Lyu’s team noted unnatural areas around Trump’s neck and chin, people’s teeth looking off and webbing around some fingers.
Beyond these visual oddities, AI-generated images just look too glossy in many cases.
“It’s very hard to put into quantitative terms, but there is this overall view and look that the image looks too plastic or like a painting,” Lyu said.
Videos
Videos, especially those of people, are harder to fake than photos or audio. In some AI-generated videos without people, it can be harder to figure out whether imagery is real, though those aren’t “deepfakes” in the sense that the term typically refers to people’s likenesses being faked or altered.
For the video test, we sent a deepfake of Ukrainian president Volodymyr Zelenskiy that shows him telling his armed forces to surrender to Russia, which did not happen.
The visual cues in the video include unnatural eye-blinking that shows some pixel artifacts, Lyu’s team said. The edges of Zelenskiy’s head aren’t quite right; they’re jagged and pixelated, a sign of digital manipulation.
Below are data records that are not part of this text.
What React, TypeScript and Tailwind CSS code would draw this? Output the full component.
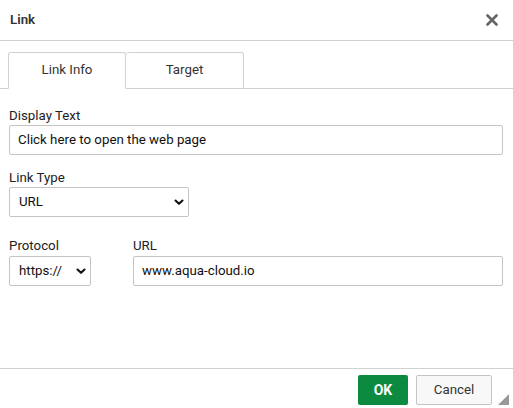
import React, { useState } from "react";

function Chevron() {
  return (
    <svg width="10" height="7" viewBox="0 0 10 7" className="shrink-0">
      <path d="M1.5 1.5 L5 4.8 L8.5 1.5" fill="none" stroke="#111" strokeWidth="2.1" strokeLinecap="round" strokeLinejoin="round" />
    </svg>
  );
}

function FakeSelect({ value, className }: { value: string; className: string }) {
  return (
    <div className={`flex h-[30px] items-center justify-between rounded-[2px] border border-[#c4c4c4] bg-white pl-[9px] pr-[4px] text-[#111] ${className}`}>
      <span>{value}</span>
      <Chevron />
    </div>
  );
}

export default function App() {
  const [tab, setTab] = useState<"info" | "target">("info");

  return (
    <div className="flex h-[408px] w-[513px] flex-col bg-white text-[13.3px] text-[#333] [font-family:Roboto,'Liberation_Sans',sans-serif]">
      <div className="flex h-[41px] shrink-0 items-center justify-between border-b border-[#d1d1d1] pl-[10px] pr-[15px]">
        <span className="font-semibold text-[#333]">Link</span>
        <svg width="12" height="12" viewBox="0 0 12 12">
          <path d="M1.5 1.5 L10.5 10.5 M10.5 1.5 L1.5 10.5" stroke="#666" strokeWidth="2.6" strokeLinecap="round" />
        </svg>
      </div>

      <div className="flex-1">
        <div className="flex border-b border-[#d1d1d1] pl-[8px] pt-[11px]">
          <button
            onClick={() => setTab("info")}
            className={`-mb-px h-[37px] w-[118px] rounded-t-[3px] border border-[#d1d1d1] pb-[2px] text-[#333] ${tab === "info" ? "border-b-white bg-white" : "bg-white"}`}
          >
            Link Info
          </button>
          <button
            onClick={() => setTab("target")}
            className={`-mb-px h-[37px] w-[118px] rounded-t-[3px] border border-l-0 border-[#d1d1d1] pb-[2px] text-[#333] ${tab === "target" ? "border-b-white bg-white" : "bg-white"}`}
          >
            Target
          </button>
        </div>

        <div className="pl-[9px] pr-[10px] pt-[19px]">
          <div className="leading-[16px] text-[#222]">Display Text</div>
          <div className="mt-[1px] flex h-[30px] items-center rounded-[2px] border border-[#c4c4c4] px-[8px] text-[#111]">
            Click here to open the web page
          </div>

          <div className="mt-[15px] leading-[16px] text-[#222]">Link Type</div>
          <FakeSelect value="URL" className="mt-[1px] w-[180px]" />

          <div className="mt-[21px] flex gap-[42px]">
            <div className="w-[82px]">
              <div className="leading-[16px] text-[#222]">Protocol</div>
              <FakeSelect value="https://" className="mt-[2px] w-[82px]" />
            </div>
            <div className="flex-1">
              <div className="leading-[16px] text-[#222]">URL</div>
              <div className="mt-[2px] flex h-[30px] items-center rounded-[2px] border border-[#c4c4c4] px-[8px] text-[#111]">
                www.aqua-cloud.io
              </div>
            </div>
          </div>
        </div>
      </div>

      <div className="relative flex h-[40px] shrink-0 items-start justify-end gap-[8px] border-t border-[#d1d1d1] pr-[21px] pt-[6px]">
        <button className="h-[30px] w-[50px] rounded-[2px] bg-[#0b8a40] text-[14px] font-bold text-white">OK</button>
        <button className="h-[30px] w-[76px] rounded-[2px] border border-[#c4c4c4] bg-[#f8f8f8] text-[#333]">Cancel</button>
        <svg width="11" height="11" viewBox="0 0 11 11" className="absolute bottom-[3px] right-[4px]">
          <path d="M11 0 L11 11 L0 11 Z" fill="#999" />
        </svg>
      </div>
    </div>
  );
}
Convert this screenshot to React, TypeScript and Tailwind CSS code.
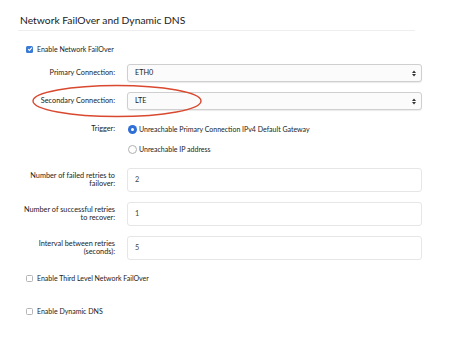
import React from "react";

const font = { fontFamily: "Lato, 'Noto Sans', sans-serif" };

const Checkbox = ({ checked, label }: { checked?: boolean; label: string }) => (
  <div className="flex items-center h-[10px] pl-[26px] gap-[4px]">
    {checked ? (
      <div className="w-[7px] h-[7px] rounded-[1.5px] bg-[#3a7bd5] flex items-center justify-center">
        <svg width="6" height="6" viewBox="0 0 10 10">
          <path d="M2 5.2 L4.2 7.3 L8 2.8" fill="none" stroke="white" strokeWidth="1.8" />
        </svg>
      </div>
    ) : (
      <div className="w-[7px] h-[7px] rounded-[1.5px] border border-[#b5b5b5] bg-white" />
    )}
    <span className="text-[7px] text-[#222]">{label}</span>
  </div>
);

const Label = ({ lines }: { lines: string[] }) => (
  <div className="w-[115px] text-right text-[7.3px] leading-[8.5px] text-[#222] shrink-0">
    {lines.map((l) => (
      <div key={l}>{l}</div>
    ))}
  </div>
);

const SelectRow = ({ label, value }: { label: string; value: string }) => (
  <div className="flex items-center gap-[12px] h-[18px] mt-[10px]">
    <Label lines={[label]} />
    <div className="w-[295px] h-[18px] border border-[#cfcfcf] rounded-[3px] bg-[#fbfbfb] shadow-[0_1px_1px_rgba(0,0,0,0.08)] flex items-center justify-between pl-[7px] pr-[5px]">
      <span className="text-[7.3px] text-[#222]">{value}</span>
      <svg width="4" height="7" viewBox="0 0 4 7">
        <path d="M0 3 L2 0.5 L4 3 Z M0 4 L2 6.5 L4 4 Z" fill="#333" />
      </svg>
    </div>
  </div>
);

const InputRow = ({ lines, value, mt }: { lines: string[]; value: string; mt: string }) => (
  <div className={`flex items-center gap-[12px] h-[24px] ${mt}`}>
    <Label lines={lines} />
    <div className="w-[295px] h-[24px] border border-[#e6e6e6] rounded-[3px] bg-white flex items-center pl-[7px]">
      <span className="text-[7.3px] text-[#444]">{value}</span>
    </div>
  </div>
);

const Radio = ({ checked, label }: { checked?: boolean; label: string }) => (
  <div className="flex items-center gap-[2px] h-[12px]">
    {checked ? (
      <div className="w-[9px] h-[9px] rounded-full bg-[#2f6fd6] flex items-center justify-center">
        <div className="w-[3px] h-[3px] rounded-full bg-white" />
      </div>
    ) : (
      <div className="w-[9px] h-[9px] rounded-full border border-[#b0b0b0] bg-white" />
    )}
    <span className="text-[7px] text-[#222]">{label}</span>
  </div>
);

export default function App() {
  return (
    <div className="relative w-[474px] h-[343px] bg-white overflow-hidden" style={font}>
      {/* Header */}
      <div className="ml-[18px] w-[397px] border-b border-[#eeeeee] pt-[13px] pb-[3px]">
        <div className="pl-[2px] text-[10.3px] leading-[14px] text-[#1a1a1a]">
          Network FailOver and Dynamic DNS
        </div>
      </div>

      <div className="mt-[13px]">
        <Checkbox checked label="Enable Network FailOver" />
      </div>

      <SelectRow label="Primary Connection:" value="ETH0" />
      <SelectRow label="Secondary Connection:" value="LTE" />

      {/* Trigger */}
      <div className="flex gap-[13px] mt-[13px]">
        <div className="w-[115px] h-[12px] flex items-center justify-end text-[7.3px] text-[#222] shrink-0">
          Trigger:
        </div>
        <div className="flex flex-col gap-[8px]">
          <Radio checked label="Unreachable Primary Connection IPv4 Default Gateway" />
          <Radio label="Unreachable IP address" />
        </div>
      </div>

      <InputRow lines={["Number of failed retries to", "failover:"]} value="2" mt="mt-[13px]" />
      <InputRow lines={["Number of successful retries", "to recover:"]} value="1" mt="mt-[10px]" />
      <InputRow lines={["Interval between retries", "(seconds):"]} value="5" mt="mt-[10px]" />

      <div className="mt-[13px]">
        <Checkbox label="Enable Third Level Network FailOver" />
      </div>
      <div className="mt-[23px]">
        <Checkbox label="Enable Dynamic DNS" />
      </div>

      {/* Red annotation ellipse */}
      <svg className="absolute left-0 top-0 pointer-events-none" width="474" height="343">
        <ellipse cx="117" cy="101" rx="84" ry="15.5" fill="none" stroke="#d9492f" strokeWidth="1.4" />
      </svg>
    </div>
  );
}
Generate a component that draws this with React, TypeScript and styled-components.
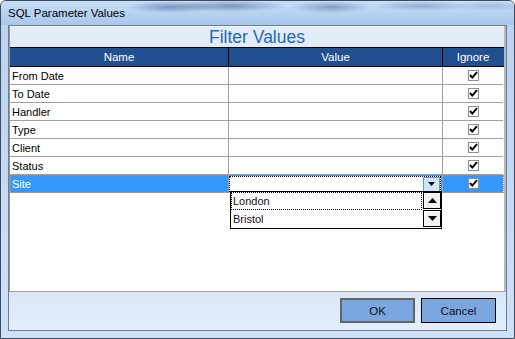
import React from "react";
import styled, { createGlobalStyle } from "styled-components";

const GlobalStyle = createGlobalStyle`
  html, body {
    margin: 0;
    padding: 0;
    background: #ffffff;
  }
  body {
    font-family: "Liberation Sans", Arial, sans-serif;
  }
`;

const Window = styled.div`
  width: 515px;
  height: 339px;
  box-sizing: border-box;
  display: flex;
  flex-direction: column;
  border: 1px solid #3c4b60;
  border-radius: 6px 6px 0 0;
  overflow: hidden;
  background: linear-gradient(#b9d2f0, #cfe1f7);
`;

const TitleBar = styled.div`
  height: 24px;
  flex-shrink: 0;
  display: flex;
  align-items: center;
  padding-left: 7px;
  font-size: 11.5px;
  color: #000;
  background:
    radial-gradient(ellipse 45px 6px at 170px 6px, rgba(60, 95, 150, 0.55), transparent),
    radial-gradient(ellipse 55px 6px at 230px 5px, rgba(60, 95, 150, 0.55), transparent),
    radial-gradient(ellipse 40px 6px at 330px 6px, rgba(70, 100, 155, 0.5), transparent),
    radial-gradient(ellipse 50px 5px at 420px 5px, rgba(90, 120, 165, 0.45), transparent),
    radial-gradient(ellipse 40px 5px at 490px 5px, rgba(110, 135, 175, 0.35), transparent),
    linear-gradient(#c8def6, #a9c6eb);
`;

const Frame = styled.div`
  flex: 1;
  display: flex;
  padding: 0 7px 7px 7px;
`;

const Client = styled.div`
  flex: 1;
  display: flex;
  flex-direction: column;
  border: 1px solid #6b7d95;
  background: #ffffff;
`;

const GridPanel = styled.div`
  flex: 1;
  display: flex;
  flex-direction: column;
  background: #ffffff;
  border-left: 1px solid #9a9a9a;
  border-right: 2px solid #b4bac2;
  border-bottom: 1px solid #a0a0a0;
`;

const FilterTitle = styled.div`
  height: 21px;
  display: flex;
  align-items: center;
  justify-content: center;
  background: #e3ebf6;
  border-top: 1px solid #f4f7fb;
  box-sizing: border-box;
  color: #1c6cb2;
  font-size: 17.5px;
`;

const HeaderRow = styled.div`
  display: grid;
  grid-template-columns: 219px 214px 60px;
  background: #224f8f;
  border-top: 1px solid #000;
  border-bottom: 1px solid #000;
  height: 20px;
  box-sizing: border-box;
`;

const HeaderCell = styled.div<{ $last?: boolean }>`
  display: flex;
  align-items: center;
  justify-content: center;
  color: #ffffff;
  font-size: 11.5px;
  border-right: ${(p) => (p.$last ? "none" : "1px solid #000")};
`;

const Row = styled.div<{ $selected?: boolean }>`
  display: grid;
  grid-template-columns: 219px 214px 60px;
  height: 18px;
  box-sizing: border-box;
  position: relative;
  outline: ${(p) => (p.$selected ? "1px dotted #d9822b" : "none")};
  outline-offset: -1px;
`;

const Cell = styled.div<{ $selected?: boolean; $last?: boolean }>`
  display: flex;
  align-items: center;
  box-sizing: border-box;
  border-bottom: 1px solid #a0a0a0;
  border-right: ${(p) => (p.$last ? "none" : "1px solid #a0a0a0")};
  background: ${(p) => (p.$selected ? "#3399ff" : "#ffffff")};
  color: ${(p) => (p.$selected ? "#ffffff" : "#000000")};
  font-size: 11px;
  padding-left: 2px;
`;

const CheckCell = styled(Cell)`
  justify-content: center;
  padding-left: 0;
`;

const EditCell = styled.div`
  position: relative;
  box-sizing: border-box;
  border-bottom: 1px solid #a0a0a0;
  border-right: 1px solid #a0a0a0;
  background: #3399ff;
  padding: 1px 1px 0 0;
`;

const Editor = styled.div`
  height: 16px;
  box-sizing: border-box;
  background: #ffffff;
  border: 1px dotted #000;
  display: flex;
  justify-content: flex-end;
  align-items: center;
`;

const ComboButton = styled.div`
  width: 17px;
  height: 15px;
  box-sizing: border-box;
  background: #cfe6fa;
  border: 1px solid #5a9ce2;
  display: flex;
  align-items: center;
  justify-content: center;
`;

const DropList = styled.div`
  position: absolute;
  top: 16px;
  left: 1px;
  width: 212px;
  height: 38px;
  box-sizing: border-box;
  border: 1px solid #000;
  background: #ffffff;
  display: flex;
  z-index: 2;
`;

const Items = styled.div`
  flex: 1;
  display: flex;
  flex-direction: column;
`;

const Item = styled.div<{ $focused?: boolean }>`
  height: 18px;
  box-sizing: border-box;
  display: flex;
  align-items: center;
  padding-left: 1px;
  margin-right: 1px;
  font-size: 11px;
  color: #111;
  border: 1px dotted ${(p) => (p.$focused ? "#000" : "transparent")};
`;

const ScrollColumn = styled.div`
  width: 18px;
  display: flex;
  flex-direction: column;
  gap: 1px;
`;

const ScrollButton = styled.div`
  height: 17px;
  box-sizing: border-box;
  border: 1px solid #000;
  background: #f0f0f0;
  box-shadow: inset 1px 1px 0 #ffffff;
  display: flex;
  align-items: center;
  justify-content: center;
`;

const CheckBox = styled.div`
  width: 11px;
  height: 11px;
  box-sizing: border-box;
  border: 1px solid #8e8f8f;
  background: #ffffff;
  display: flex;
  align-items: center;
  justify-content: center;
`;

const ButtonBar = styled.div`
  height: 38px;
  flex-shrink: 0;
  box-sizing: border-box;
  display: flex;
  justify-content: flex-end;
  align-items: flex-start;
  gap: 6px;
  padding: 6px 10px 0 0;
  background: linear-gradient(#dae6f7, #e4eefb);
`;

const DialogButton = styled.button<{ $default?: boolean }>`
  width: 75px;
  height: 25px;
  box-sizing: border-box;
  margin: 0;
  padding: 0;
  background: #7ba7e1;
  border: ${(p) => (p.$default ? "2px solid #636363" : "1px solid #000")};
  font-family: "Liberation Sans", Arial, sans-serif;
  font-size: 11.5px;
  color: #111;
`;

const Check = () => (
  <svg width="9" height="9" viewBox="0 0 9 9">
    <path d="M1 4 L3.3 6.6 L8 1.2" fill="none" stroke="#000" strokeWidth="2" />
  </svg>
);

const Arrow = ({ up }: { up?: boolean }) => (
  <svg width="9" height="5" viewBox="0 0 9 5">
    <path d={up ? "M0 5 L4.5 0 L9 5 Z" : "M0 0 L9 0 L4.5 5 Z"} fill="#000" />
  </svg>
);

const params = ["From Date", "To Date", "Handler", "Type", "Client", "Status"];

export default function App() {
  return (
    <>
      <GlobalStyle />
      <Window>
        <TitleBar>SQL Parameter Values</TitleBar>
        <Frame>
          <Client>
            <GridPanel>
              <FilterTitle>Filter Values</FilterTitle>
              <HeaderRow>
                <HeaderCell>Name</HeaderCell>
                <HeaderCell>Value</HeaderCell>
                <HeaderCell $last>Ignore</HeaderCell>
              </HeaderRow>
              {params.map((name) => (
                <Row key={name}>
                  <Cell>{name}</Cell>
                  <Cell />
                  <CheckCell $last>
                    <CheckBox>
                      <Check />
                    </CheckBox>
                  </CheckCell>
                </Row>
              ))}
              <Row $selected>
                <Cell $selected>Site</Cell>
                <EditCell>
                  <Editor>
                    <ComboButton>
                      <svg width="7" height="4" viewBox="0 0 7 4">
                        <path d="M0 0 L7 0 L3.5 4 Z" fill="#000" />
                      </svg>
                    </ComboButton>
                  </Editor>
                  <DropList>
                    <Items>
                      <Item $focused>London</Item>
                      <Item>Bristol</Item>
                    </Items>
                    <ScrollColumn>
                      <ScrollButton>
                        <Arrow up />
                      </ScrollButton>
                      <ScrollButton>
                        <Arrow />
                      </ScrollButton>
                    </ScrollColumn>
                  </DropList>
                </EditCell>
                <CheckCell $selected $last>
                  <CheckBox>
                    <Check />
                  </CheckBox>
                </CheckCell>
              </Row>
            </GridPanel>
            <ButtonBar>
              <DialogButton $default>OK</DialogButton>
              <DialogButton>Cancel</DialogButton>
            </ButtonBar>
          </Client>
        </Frame>
      </Window>
    </>
  );
}
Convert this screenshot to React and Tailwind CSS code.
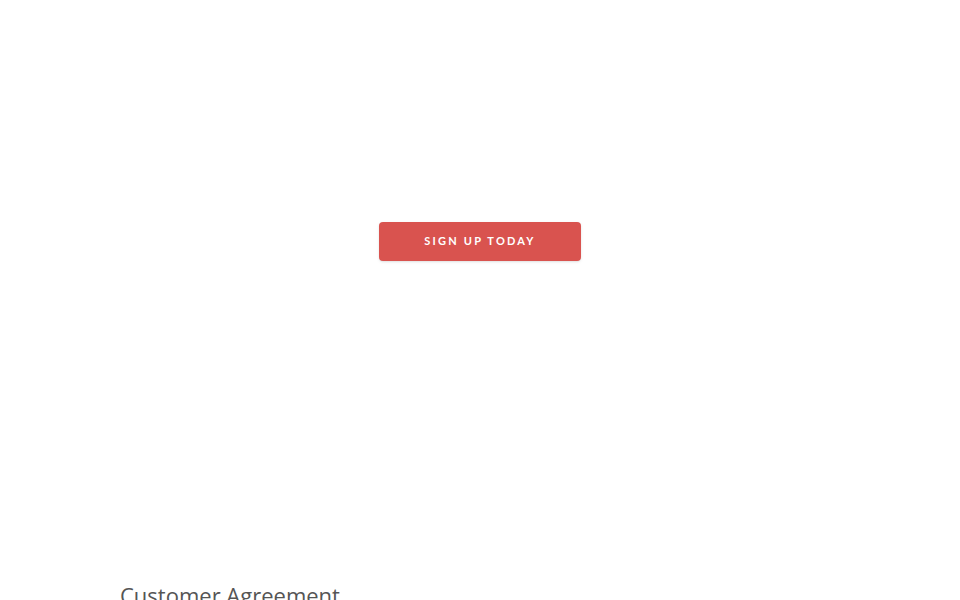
export default function App() {
  return (
    <div className="min-h-screen bg-white" style={{ fontFamily: '"Lato", "Open Sans", sans-serif' }}>
      {/* HERO */}
      <section className="h-[482px] flex justify-center pt-[222px]">
        <button className="w-[202px] h-[39px] rounded-[4px] bg-[#d9534f] text-white text-[11px] font-bold uppercase tracking-[0.2em] shadow-sm">
          Sign up today
        </button>
      </section>

      {/* AGREEMENT */}
      <section className="max-w-[720px] mx-auto pt-[100px]">
        <h2 className="text-[22px] leading-[26px] text-[#555] font-normal" style={{ fontFamily: '"Open Sans", sans-serif' }}>
          Customer Agreement
        </h2>
      </section>
    </div>
  );
}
Some of the detection algorithms look specifically at the lips, because current AI video tools will mostly change the lips to say things a person didn’t say. The lips are where most inconsistencies are found. An example would be if a letter sound requires the lip to be closed, like a B or a P, but the deepfake’s mouth is not completely closed, Lyu said. When the mouth is open, the teeth and tongue appear off, he said.
The video, to us, is more clearly fake than the audio or photo examples we flagged to Lyu’s team. But of the six detection algorithms that assessed the clip, only three came back with very high likelihoods of AI generation (more than 90%). The other three returned very low likelihoods, ranging from 0.5% to 18.7%.